To federal authorities, these men and four others plotted to kill themselves and others in the name of Islam. Their activities, tracked by FBI agents over three years and detailed in federal indictments released Monday, tell of an elaborate scheme hatched in a quiet Johnston County neighborhood and nondescript apartment complexes across Raleigh and Cary.
Those arrested Monday include Daniel Patrick Boyd, 39, who was considered the ringleader of the group, and who fought with Afghan Muslims against the Soviets; Hysen Sherifi, 24; Anes Subasic, 33; Zakariya Boyd, 20, and Dylan Boyd, 22; Mohammad Omar Aly Hassan, 22; and Ziyad Yaghi, a 21-year-old Cary High School graduate.
All but one of the defendants are American citizens.

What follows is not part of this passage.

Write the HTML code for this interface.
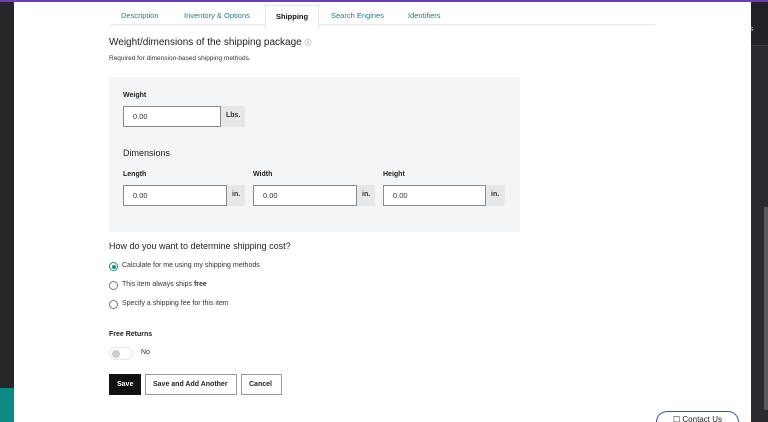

Sherifi, a native of Kosovo, is living in the United States legally.
All seven men are charged with conspiring to provide support to terrorists and conspiring to murder, kidnap, maim and injure people abroad. Each is expected to have a detention hearing this week. Until then, they are being held without bond.
Boyd, the ring-leader, was too radical for a mosque in Raleigh so he recently split with them and joined a mosque in Durham more to his liking.
Investigators say the Boyds stockpiled military-style weapons and trained at a rural site in Caswell County, on the Virginia border north of Alamance and Orange counties. The investigators say that Daniel Boyd split from his mainstream mosque in Raleigh this year over "ideological differences," according to the indictment.
A spokesman at the Islamic Center in Raleigh said he did not know the suspects; an estimated 1,200 people attend Friday services at the center. Hassan and Yaghi both attended Al-Iman School, which shares space with the Raleigh mosque, according to former teacher Samar Hindi. Most recently, Daniel Boyd had been attending Jamaat Ibad Ar-Rahman, a mosque in Durham.
"In our dealings, we found them to be people of good moral character," said Hisham Heda, board chairman at the Durham mosque.
Whew. That makes me feel much better knowing the Durham mosque leader says this terrorist cell's members are all "people of good moral character." Don't you feel reassured?